Table 5 presents the model efficiency comparison results of P-Mamba with various state-of-the-art methods, considering parameters, inference speed (ms), GPU memory usage (GB), and GFLOPs. Our P-Mamba significantly outperforms other methods across all metrics. Specifically, P-Mamba has the lowest parameter count (52.77M), fastest inference speed (9.18 ms), least GPU memory usage (4.95 GB), and lowest GFLOPs (24.66). The attention-free design of our Mamba block greatly enhances model efficiency, even compared to models with linear complexity. Additionally, our DWT-based PMD block does not add excessive parameters compared to the pure mamba net like U-Mamba, ensuring high efficiency.

Table 5 Model efficiency comparison regarding parameter number, inference speed, GPU memory, and GFLOPs.

Qualitative comparison

The qualitative results in Fig. 4 illustrate the performance of various models on pediatric PSAX, pediatric A4C, and EchoNet-Dynamic image segmentation tasks. Classic segmentation models like Segformer and TransUnet display poor segmentation results, indicating their unsuitability for echocardiogram data modalities. Due to noise interference, PVT, Flatten Transformer, MaxVit, and U-Mamba struggle to delineate heart structures correctly. Specialized ultrasound segmentation models such as NHBS and CMUNet also fall short in accurately segmenting the A4C views. In contrast, our P-Mamba is the least affected by noise interference and enjoys the best segmentation effect, thanks to our PMD design.

Fig. 4
figure 4

The visual comparison of different methods.

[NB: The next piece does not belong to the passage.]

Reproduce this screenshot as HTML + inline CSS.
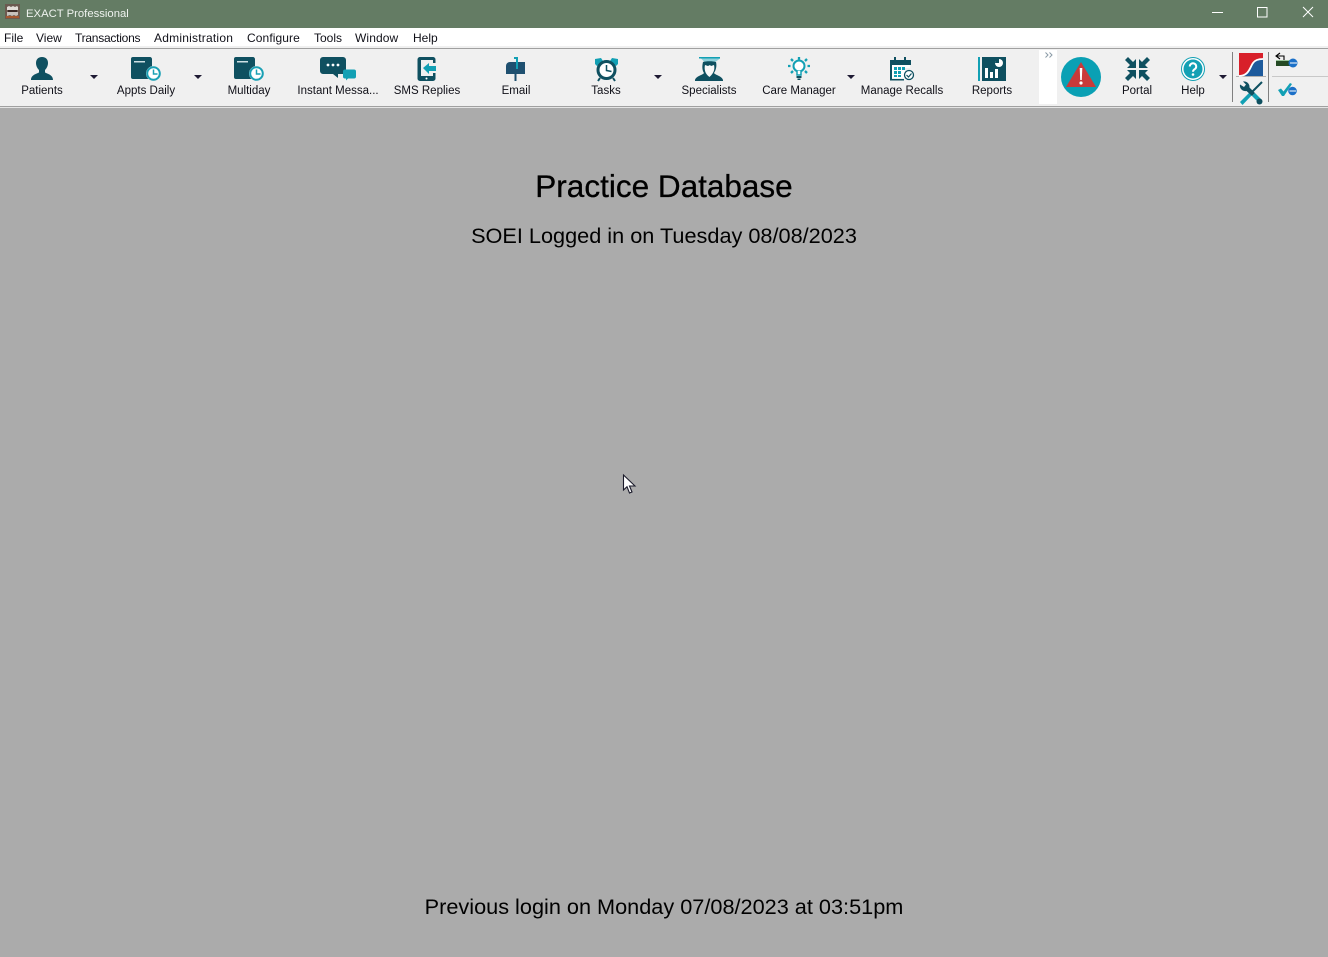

We visualize the learned features of TransUnet, P-Mamba without the DWT-based PMD Block, and P-Mamba to better understand the impact of the proposed method. The feature map outputs of encoder stages 1 and 2 are shown in Fig. 5, with nine feature map channels randomly sampled for each method. With more distinct feature contours, local information is better preserved in P-Mamba than in other methods. Additionally, we visualize the feature map output of the final decoder stage in Fig. 5 to support our analysis. We observe that P-Mamba features are more concentrated and exhibit stronger discriminative power.

Fig. 5
figure 5

The Visualization of the features of TransUnet, P-Mamba w/o PMD, and P-Mamba. The P-Mamba has shown more concentrated feature contours.

Limitation and future work

One limitation of this study is that our experiments were focused exclusively on segmenting the left ventricle in echocardiographic images without exploring its application to other cardiac structures, such as myocardial segmentation31. Expanding the evaluation of additional anatomical regions, particularly the myocardium, would provide a more comprehensive understanding of the method’s performance across various heart components. Furthermore, automated Left Ventricular Ejection Fraction (LVEF) measurement based on this segmentation model can be included to enable heart functional assessment, since it is a critical metric in clinical cardiac evaluation

Additionally, the applicability of our approach to other ultrasound imaging modalities and tasks has yet to be investigated. Future research could investigate the generalization of our method to other types of ultrasound images, such as those used in abdominal or musculoskeletal imaging, to evaluate its robustness and versatility.

As large-scale models advance, an interesting direction for future research would be to investigate whether our method adheres to the scaling laws observed in deep learning32, particularly concerning model size, data quantity, and computational requirements. Exploring these aspects could provide valuable insights into the scalability and potential of our approach in more complex or larger datasets.

Conclusion

We present P-Mamba, a model tailored for efficient left ventricular segmentation in pediatric echocardiography, overcoming the background noise interference challenge. Specifically, the DWT-based Perona-Malik Diffusion Block is a mathematically explainable module focusing on local feature extraction. It can gradually suppress background noise disturbance while preserving the boundary details of the left ventricle. The vision Mamba block, on the other hand, can explore global dependencies. We integrate the two parts by borrowing the Mixture of Experts (MOE) ideas, and our P-Mamba successfully achieves an exceptional balance between segmentation accuracy and efficiency.